The proper 16th century Latin term, in the first place, is casus (or tempus) confessionis, “the case (or time) of confession.” And what constitutes such a case is persecution of the church by political authorities specifically on account of the name of Jesus Christ and his saving purpose. That is what the article in the Formula of Concord teaches. Casus confessionis is thus a matter of the right hand kingdom, when and where the gospel expressly is under political attack. But contemporary opposition to apartheid was not particularly about repression of the church for its confession of Jesus Christ. In fact, many white Christian churches in South Africa openly or tacitly supported apartheid and some even tried theologically to justify it. One could imagine then that racism in the name of Christ might be identified as heresy. But that is not what Dar es Salaam asked for. Instead, status confessionis was invoked to require as a matter of salvation political opposition apartheid’s racial injustice and its violent imposition and legal rationalization by the white minority upon the black majority in South Africa – a textbook case begging for Lazareth’s left-hand kingdom analysis. The latter analysis, of course, would lay it on the conscience of Christians in society politically to oppose apartheid in the manner in which citizenship allowed, just as in any other secular matter of grave ethical concern.

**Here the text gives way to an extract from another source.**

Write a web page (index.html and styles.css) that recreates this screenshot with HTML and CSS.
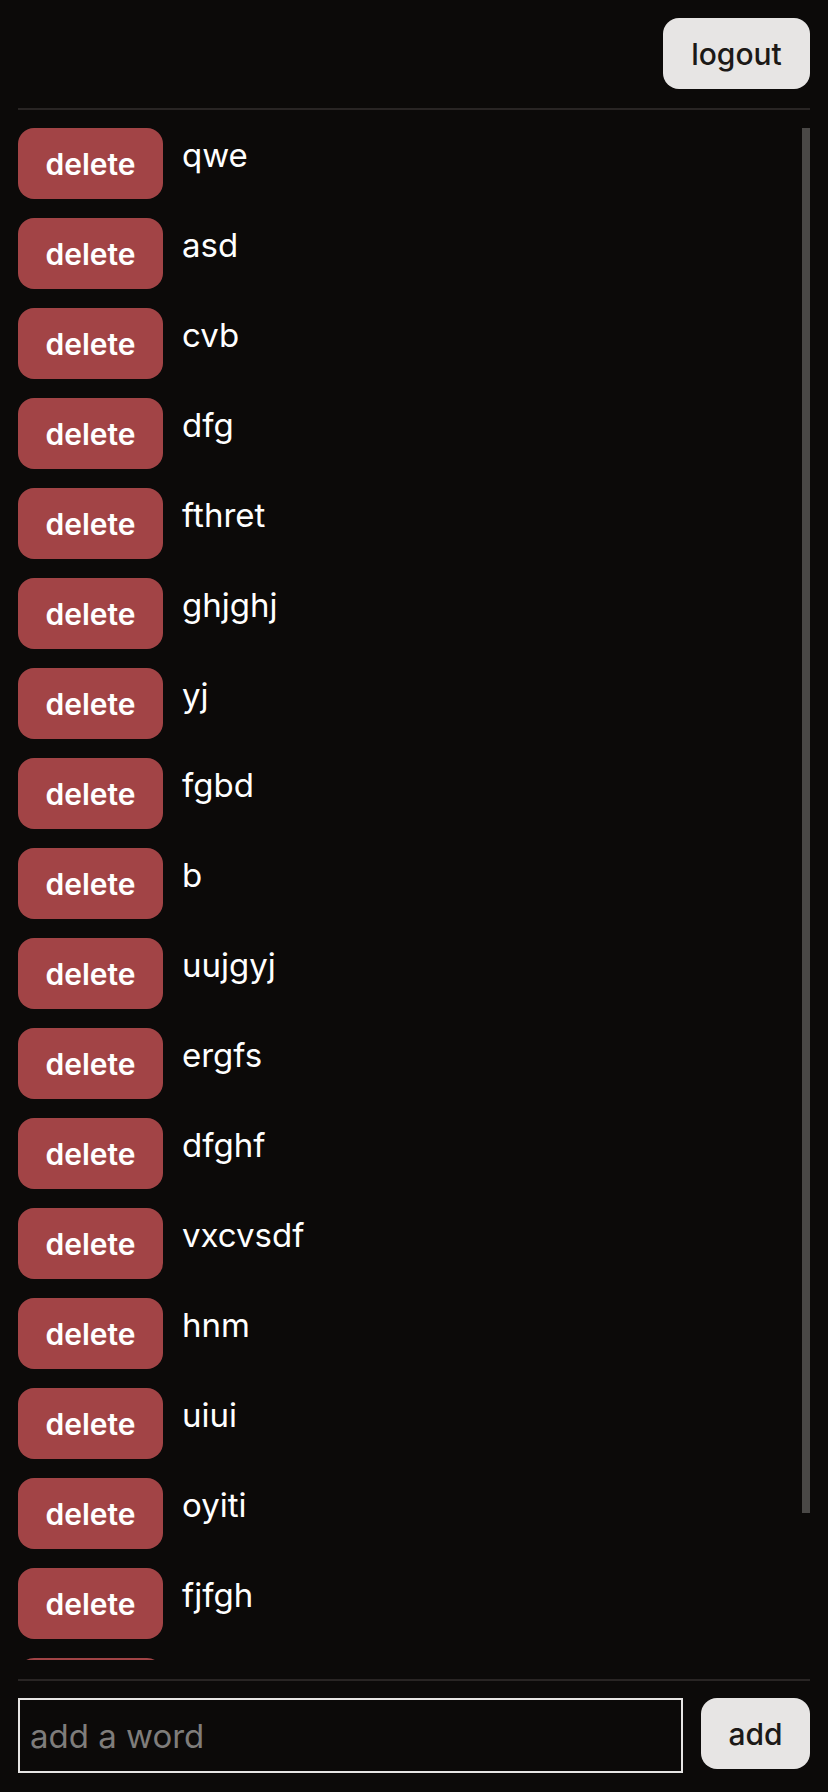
FILE: index.html
```html
<!DOCTYPE html>
<html lang="en">
<head>
<meta charset="utf-8">
<title>words</title>
<link rel="stylesheet" href="styles.css">
</head>
<body>
<div class="app">
  <header class="top">
    <button class="btn-light logout">logout</button>
  </header>
  <div class="list-wrap">
    <ul class="list">
      <li class="row"><button class="btn-del">delete</button><span class="word">qwe</span></li>
      <li class="row"><button class="btn-del">delete</button><span class="word">asd</span></li>
      <li class="row"><button class="btn-del">delete</button><span class="word">cvb</span></li>
      <li class="row"><button class="btn-del">delete</button><span class="word">dfg</span></li>
      <li class="row"><button class="btn-del">delete</button><span class="word">fthret</span></li>
      <li class="row"><button class="btn-del">delete</button><span class="word">ghjghj</span></li>
      <li class="row"><button class="btn-del">delete</button><span class="word">yj</span></li>
      <li class="row"><button class="btn-del">delete</button><span class="word">fgbd</span></li>
      <li class="row"><button class="btn-del">delete</button><span class="word">b</span></li>
      <li class="row"><button class="btn-del">delete</button><span class="word">uujgyj</span></li>
      <li class="row"><button class="btn-del">delete</button><span class="word">ergfs</span></li>
      <li class="row"><button class="btn-del">delete</button><span class="word">dfghf</span></li>
      <li class="row"><button class="btn-del">delete</button><span class="word">vxcvsdf</span></li>
      <li class="row"><button class="btn-del">delete</button><span class="word">hnm</span></li>
      <li class="row"><button class="btn-del">delete</button><span class="word">uiui</span></li>
      <li class="row"><button class="btn-del">delete</button><span class="word">oyiti</span></li>
      <li class="row"><button class="btn-del">delete</button><span class="word">fjfgh</span></li>
      <li class="row"><button class="btn-del">delete</button><span class="word">sdf</span></li>
      <li class="row"><button class="btn-del">delete</button><span class="word">xcv</span></li>
    </ul>
    <div class="thumb"></div>
  </div>
  <form class="bottom" onsubmit="return false">
    <input class="field" type="text" placeholder="add a word">
    <button class="btn-light add" type="submit">add</button>
  </form>
</div>
</body>
</html>
```
FILE: styles.css
```css
* { box-sizing: border-box; }
html, body { margin: 0; padding: 0; height: 100%; }
body {
  background: #0c0a09;
  color: #ffffff;
  font-family: Inter, "Liberation Sans", sans-serif;
}
.app {
  height: 1792px;
  padding: 18px 18px 19px;
  display: flex;
  flex-direction: column;
}
.top {
  display: flex;
  justify-content: flex-end;
  padding-bottom: 19px;
  border-bottom: 2px solid #292524;
  flex: none;
}
.btn-light {
  background: #e7e5e4;
  color: #1c1917;
  border: none;
  border-radius: 16px;
  font-family: Inter, "Liberation Sans", sans-serif;
  font-size: 30px;
  font-weight: 500;
  height: 71px;
  padding: 0;
}
.logout { width: 147px; }
.list-wrap {
  position: relative;
  flex: 1;
  min-height: 0;
  margin: 18px 0 19px;
}
.list {
  list-style: none;
  margin: 0;
  padding: 0;
  height: 100%;
  overflow: hidden;
  display: flex;
  flex-direction: column;
  gap: 19px;
}
.thumb {
  position: absolute;
  top: 0;
  right: 0;
  width: 8px;
  height: 1385px;
  background: #4a4846;
}
.row {
  display: flex;
  align-items: flex-start;
  gap: 19px;
  flex: none;
}
.btn-del {
  flex: none;
  width: 145px;
  height: 71px;
  background: #a24446;
  color: #ffffff;
  border: none;
  border-radius: 16px;
  font-family: Inter, "Liberation Sans", sans-serif;
  font-size: 30px;
  font-weight: 600;
  padding: 0;
}
.word {
  font-size: 33px;
  line-height: 38px;
  padding-top: 8px;
}
.bottom {
  flex: none;
  display: flex;
  align-items: flex-start;
  gap: 18px;
  border-top: 2px solid #292524;
  padding-top: 17px;
  margin: 0;
}
.field {
  flex: 1;
  height: 75px;
  background: transparent;
  border: 2px solid #e7e5e4;
  border-radius: 0;
  color: #ffffff;
  font-family: Inter, "Liberation Sans", sans-serif;
  font-size: 33px;
  padding: 0 10px;
  outline: none;
}
.field::placeholder { color: #7f7d7b; }
.add { width: 109px; }
```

So naturally, Lazareth was attracted to my analysis when he read the paper I had presented on my research for DMNA. Much to my surprise, one day I opened the little journal Christianity and Crisis to read an article by Bill on the topic of apartheid and confession to find generous excerpts from my text taken over verbatim without attribution and published under his name, not mine. So I wrote a letter to Bill, laying out into two columns his text and mine and asking for an explanation. I tried to be humorous about this, suggesting that given infinite time two monkeys at typewriters would produce identical text. He very quickly replied inviting me to lunch to discuss the matter. He certainly didn’t want a junior staffer to go public with an accusation of plagiarism! I was mollified by his rather lame explanation that as a member of the Management Committee, he felt justified in using whatever material the staff had prepared. It would have been more gracious, however, for a man of his power and prestige to acknowledge an underling’s work. I let it pass.

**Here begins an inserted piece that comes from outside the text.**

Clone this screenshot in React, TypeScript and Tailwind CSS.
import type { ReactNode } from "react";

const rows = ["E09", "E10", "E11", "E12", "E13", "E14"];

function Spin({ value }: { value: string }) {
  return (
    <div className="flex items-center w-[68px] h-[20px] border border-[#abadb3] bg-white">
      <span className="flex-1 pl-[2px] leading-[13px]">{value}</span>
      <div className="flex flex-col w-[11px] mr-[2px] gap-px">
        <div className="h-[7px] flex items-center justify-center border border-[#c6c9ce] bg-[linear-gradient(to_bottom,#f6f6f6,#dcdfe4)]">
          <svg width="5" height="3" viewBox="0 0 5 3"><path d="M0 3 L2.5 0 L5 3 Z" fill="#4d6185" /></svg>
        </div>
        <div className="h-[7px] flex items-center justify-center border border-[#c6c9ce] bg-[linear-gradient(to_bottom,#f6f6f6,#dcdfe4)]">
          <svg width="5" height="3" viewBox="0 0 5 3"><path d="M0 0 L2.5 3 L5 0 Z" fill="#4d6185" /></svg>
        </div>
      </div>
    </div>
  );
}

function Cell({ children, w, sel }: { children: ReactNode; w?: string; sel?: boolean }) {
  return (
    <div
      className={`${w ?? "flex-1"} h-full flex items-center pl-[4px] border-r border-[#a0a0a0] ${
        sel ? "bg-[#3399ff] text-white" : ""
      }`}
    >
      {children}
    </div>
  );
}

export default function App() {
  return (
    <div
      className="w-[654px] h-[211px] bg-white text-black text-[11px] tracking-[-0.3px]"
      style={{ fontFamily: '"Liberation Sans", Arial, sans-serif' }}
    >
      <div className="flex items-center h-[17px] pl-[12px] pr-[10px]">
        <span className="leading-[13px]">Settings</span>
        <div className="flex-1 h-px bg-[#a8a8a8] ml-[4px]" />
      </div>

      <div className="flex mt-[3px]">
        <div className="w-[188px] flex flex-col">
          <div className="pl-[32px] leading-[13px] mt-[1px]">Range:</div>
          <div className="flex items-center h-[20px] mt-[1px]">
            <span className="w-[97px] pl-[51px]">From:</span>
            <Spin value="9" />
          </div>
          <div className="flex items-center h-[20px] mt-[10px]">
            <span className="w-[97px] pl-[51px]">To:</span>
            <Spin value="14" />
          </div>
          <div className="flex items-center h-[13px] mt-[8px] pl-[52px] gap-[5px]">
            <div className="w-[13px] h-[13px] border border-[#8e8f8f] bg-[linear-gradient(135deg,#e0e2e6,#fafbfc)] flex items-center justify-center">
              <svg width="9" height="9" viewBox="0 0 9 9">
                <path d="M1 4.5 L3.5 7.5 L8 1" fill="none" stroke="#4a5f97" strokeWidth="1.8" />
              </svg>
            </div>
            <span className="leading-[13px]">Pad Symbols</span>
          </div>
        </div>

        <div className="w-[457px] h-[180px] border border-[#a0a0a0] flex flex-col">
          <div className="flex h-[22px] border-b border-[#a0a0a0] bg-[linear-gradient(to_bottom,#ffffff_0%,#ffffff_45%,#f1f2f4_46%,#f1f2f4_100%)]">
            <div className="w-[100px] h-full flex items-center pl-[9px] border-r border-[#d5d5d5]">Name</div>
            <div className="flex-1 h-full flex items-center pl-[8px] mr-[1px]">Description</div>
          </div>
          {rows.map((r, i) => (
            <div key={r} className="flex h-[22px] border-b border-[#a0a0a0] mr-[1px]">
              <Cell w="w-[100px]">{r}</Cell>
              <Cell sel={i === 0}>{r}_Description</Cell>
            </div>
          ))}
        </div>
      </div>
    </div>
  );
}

My wife Ellen remembers one incident in this connection that I do not. She thinks it was Lazareth’s recompense for his aforementioned trespass. At some event in the City after I was appointed the editor of Lutheran Forum, Bill claimed to her that he had nominated and advocated for my appointment to the editorship. When she asked why, he, now Bishop of the Metro New York Synod, grinned and replied, “Tammany Hall, baby.” In any case, the standing joke among us underlings about this commanding officer/Brooklyn bulldog/no holds barred street fighter was a riff on what GIs said about Gen. George Patton during the war: “He’s a bastard, but he’s our bastard.”

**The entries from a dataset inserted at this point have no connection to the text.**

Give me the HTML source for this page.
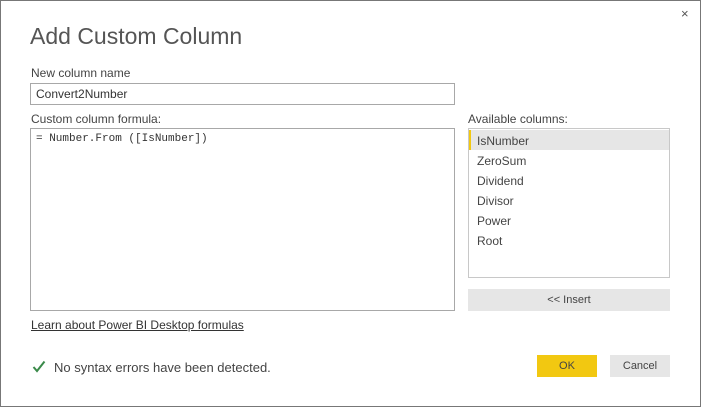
<!DOCTYPE html>
<html><head><style>
body{margin:0;width:701px;height:407px;background:#fff;font-family:"Liberation Sans",sans-serif;color:#333;position:relative;overflow:hidden}
.frame{position:absolute;left:0;top:0;width:699px;height:405px;border:1px solid #777}
.a{position:absolute}
.lbl{font-size:12px;color:#444}
.box{border:1px solid #a8a8a8;box-sizing:border-box;background:#fff}
.row{position:absolute;left:8px;font-size:12px;color:#444}
</style></head><body>
<div class="frame"></div>
<div class="a" style="left:681px;top:6px;font-size:13px;color:#555">×</div>
<div class="a" style="left:30px;top:23px;font-size:23px;color:#555;font-weight:300">Add Custom Column</div>
<div class="a lbl" style="left:31px;top:66px">New column name</div>
<div class="a box" style="left:30px;top:83px;width:425px;height:22px"><span style="position:absolute;left:5px;top:3px;font-size:12px;color:#333">Convert2Number</span></div>
<div class="a lbl" style="left:31px;top:112px">Custom column formula:</div>
<div class="a box" style="left:30px;top:128px;width:425px;height:183px"><span style="position:absolute;left:5px;top:4px;font-family:'Liberation Mono',monospace;font-size:11px;color:#333">= Number.From ([IsNumber])</span></div>
<div class="a lbl" style="left:468px;top:112px">Available columns:</div>
<div class="a box" style="left:468px;top:128px;width:202px;height:150px;border-color:#c8c8c8">
<div class="a" style="left:0;top:1px;width:200px;height:20px;background:#e6e6e6;border-left:2px solid #f2c811;box-sizing:border-box"></div>
<div class="row" style="top:5px">IsNumber</div>
<div class="row" style="top:25px">ZeroSum</div>
<div class="row" style="top:45px">Dividend</div>
<div class="row" style="top:65px">Divisor</div>
<div class="row" style="top:85px">Power</div>
<div class="row" style="top:105px">Root</div>
</div>
<div class="a" style="left:468px;top:289px;width:202px;height:22px;background:#e6e6e6;font-size:11px;color:#444;text-align:center;line-height:22px">&lt;&lt; Insert</div>
<div class="a" style="left:31px;top:318px;font-size:12px;color:#333;text-decoration:underline">Learn about Power BI Desktop formulas</div>
<svg class="a" style="left:32px;top:360px" width="14" height="13"><path d="M1.5 7 L5 11 L12.5 1.5" stroke="#3a8a4a" stroke-width="2" fill="none"/></svg>
<div class="a" style="left:54px;top:360px;font-size:13px;color:#444">No syntax errors have been detected.</div>
<div class="a" style="left:537px;top:355px;width:60px;height:22px;background:#f2c811;font-size:11px;color:#444;text-align:center;line-height:22px">OK</div>
<div class="a" style="left:610px;top:355px;width:60px;height:22px;background:#e6e6e6;font-size:11px;color:#444;text-align:center;line-height:22px">Cancel</div>
</body></html>
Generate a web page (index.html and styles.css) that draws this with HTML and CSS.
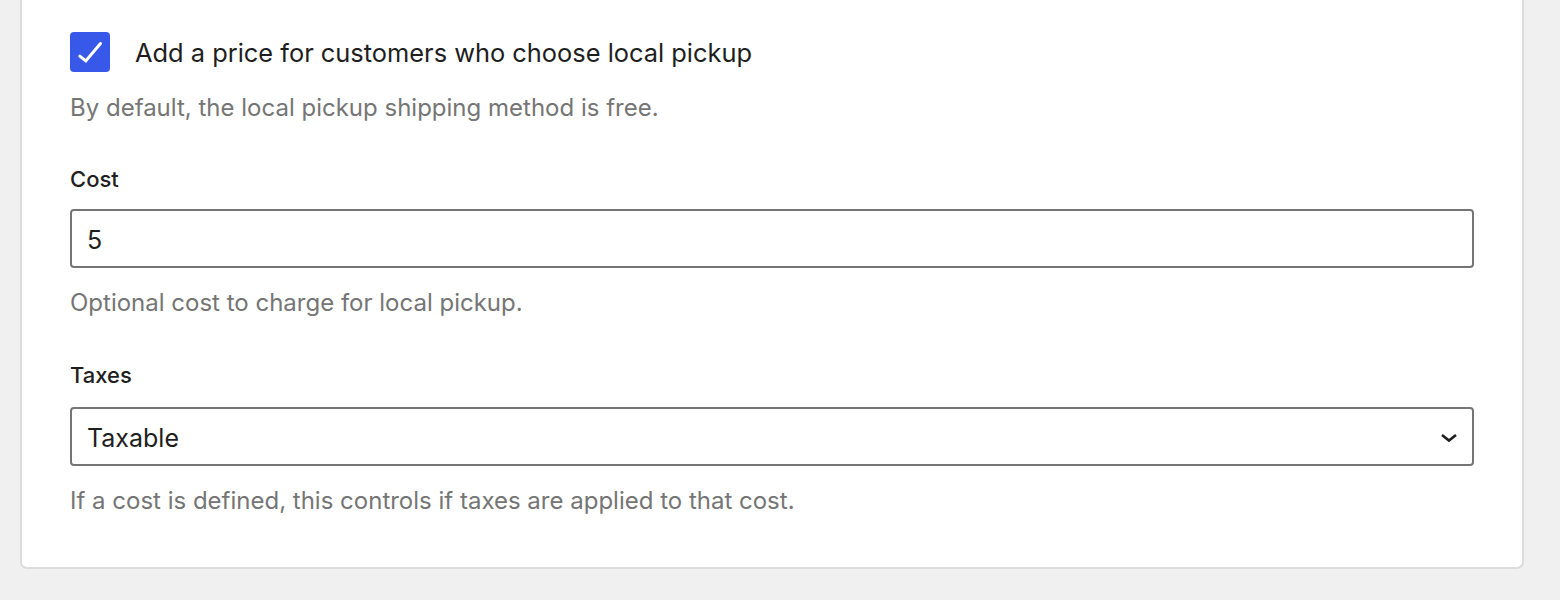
FILE: index.html
```html
<!DOCTYPE html>
<html>
<head>
<meta charset="utf-8">
<link rel="stylesheet" href="styles.css">
</head>
<body>
<div class="card">
  <label class="check-row">
    <span class="checkbox">
      <svg width="40" height="40" viewBox="0 0 40 40"><path d="M9.8 24.2 L15.8 29 L30.5 11.5" fill="none" stroke="#fff" stroke-width="3" stroke-linecap="round" stroke-linejoin="miter"/></svg>
    </span>
    <span class="check-label">Add a price for customers who choose local pickup</span>
  </label>
  <p class="help help-first">By default, the local pickup shipping method is free.</p>

  <div class="field field-cost">
    <div class="field-label">Cost</div>
    <div class="control"><span class="value">5</span></div>
    <p class="help">Optional cost to charge for local pickup.</p>
  </div>

  <div class="field field-taxes">
    <div class="field-label">Taxes</div>
    <div class="control select"><span class="value">Taxable</span>
      <svg class="chev" width="18" height="12" viewBox="0 0 18 12"><path d="M2 3 L9 8.5 L16 3" fill="none" stroke="#1e1e1e" stroke-width="2.6"/></svg>
    </div>
    <p class="help">If a cost is defined, this controls if taxes are applied to that cost.</p>
  </div>
</div>
</body>
</html>
```
FILE: styles.css
```css
* { box-sizing: border-box; }
html, body {
  margin: 0;
  padding: 0;
  background: #f0f0f0;
  font-family: Inter, "Noto Sans", sans-serif;
  color: #1e1e1e;
}
.card {
  margin-left: 20px;
  width: 1504px;
  background: #fff;
  border: 2px solid #dcdcdc;
  border-top: none;
  border-radius: 0 0 7px 7px;
  padding: 32px 48px 50px 48px;
}
.check-row {
  display: flex;
  align-items: center;
  gap: 25px;
  height: 40px;
}
.checkbox {
  width: 40px;
  height: 40px;
  border-radius: 4px;
  background: #3858e9;
  display: block;
  flex: none;
}
.checkbox svg { display: block; }
.check-label {
  font-size: 25.4px;
}
.help {
  margin: 0;
  font-size: 24px;
  color: #757575;
  line-height: 32px;
}
.help-first {
  margin-top: 20px;
}
.field-label {
  font-size: 22px;
  font-weight: 500;
  line-height: 28px;
}
.field-cost .field-label { margin-top: 41px; }
.field-cost .control { margin-top: 16px; }
.field-taxes .field-label { margin-top: 42px; }
.field-taxes .control { margin-top: 18px; }
.control {
  height: 59px;
  border: 2px solid #757575;
  border-radius: 4px;
  display: flex;
  align-items: center;
  padding: 0 14px 0 15px;
  font-size: 25px;
}
.value { margin-top: 2px; }
.select { justify-content: space-between; }
.chev { margin-top: 2px; }
.field .help { margin-top: 19px; }
```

One of the most controversial projects of Church and Society was the social statement, Peace and Politics, which took up the approach of Lazareth’s left-hand kingdom analysis with some accents from the Christian realism of Reinhold Niebuhr. It argued that nuclear weapons could not be disinvented, but only managed for the sake of peace keeping, peace-building and peace-making. The political work for peace emerged as the path forward through the “nuclear morass,” as I entitled my background study. But this eminently sane path forward was denounced as antiquated 16th-century thinking incapable of confronting the imminent threat of catastrophic nuclear war. After considerable controversy, the social statement passed at the Toronto assembly of the Lutheran Church in America in 1983. Calls for unilateral nuclear disarmament were rejected decisively; passage also cast substantive doubt upon passionate calls for a “nuclear freeze.” Paul Brndjar remembers with great appreciation how, in this contentious atmosphere, Lazareth embraced him on the dais upon approval, publicly demonstrating his concurrence and support for all to see.

I am very grateful for the years I spent in Church and Society. It was an eye-opening but also disillusioning immersion into the unraveling democratic consensus of the postwar period in transition to what today we recognize in our polarized dysfunction as “post-modernity,” and in the church as “post-Christendom.” Both of these terms refer to the fact that the dominant culture in the West no longer recognizes the rock from which it was hewn, the quarry from which it was dug. The Western world has lost its story. Ignorant of what it owes to historical Western Christianity, it becomes indifferent if not hostile to the very idea of this heritage. For us Christians, this is an unprecedented situation which we face courageously or, like the proverbial ostrich, with our heads in the sand.

But this was not yet Bill Lazareth’s state of mind. He really thought that renewed knowledge of Luther’s social ethic according to his critical retrieval could win the day, at least in the Lutheran church. This conviction was evident in his participation in the thirty member Commission for a New Lutheran Church which engineered the emerging Evangelical Lutheran Church in America. I had occasion to question him about some of the more controversial proposals coming forward from the Commission in terms of ethnic, gender and lay quotas which would in effect abolish the Ministerium, downgrading the role and status of ministers ordained to service of Word and Sacrament in the governance of the church. We would have bishops, miters and all, but they would have no role in governance and be subjected to periodic reelection. In other words, bishops in name only, albeit in ceremonial “historical succession.” I saw this abolition of the Ministerium as far-reaching in its implications and viewed it as something more attuned to the radical Reformation than the Magisterial one from which Lutherans historically descend. I saw an intimation of the future desired by many on the Commission when the name of the Holy Trinity, Father, Son, and Holy Spirit, only narrowly survived a vote.

But the Brooklyn bulldog confidently assured me that he could maneuver through the mess that was being created for the new Evangelical Lutheran Church in America. Yet, for all his politicking, he was defeated in the first election for presiding Bishop by a narrow margin. His maneuvering had failed. I had heard one of the self-identified “progressive” members of the Commission aver that in the “new” Lutheran Church there would never again be theologians like Bill Lazareth, or his equivalent in the old ALC, George Forell, not to mention academics like Carl Braaten, Jaroslav Pelikan, Robert Jenson, George Lindbeck or Gerhard Forde having such sway. And after 35 years, we see that they got their way.

Therein lies a danger, I think, in Lazareth’s account of the left hand kingdom, in so far as it licensed a bare-knuckled kind of politics in the church qua institution. Bill’s opponents learned a lesson from Bill to fight this way. What I gathered from my years in the church bureaucracy was how easily it could manipulate a mass of theologically illiterate laypeople and company-owned and selected “rostered leaders” in that the bureaucracy possessed the unquestionable power both to stipulate and to frame the questions. But this manipulative behavior leads over time to what many church institutions are experiencing today: a loss of trust and growing sense of alienation. The ELCA is a church which no one loves but everyone uses. That is a very sad state of affairs.

But Bill was a happy warrior. He ended his career after being Bishop of the Metro New York Synod as a professor at Carthage College in Kenosha Wisconsin. His theological legacy abides for those who might be interested – very few, I think, in the denomination he helped to create.

He rests in peace to rise in glory. Soli Deo Gloria.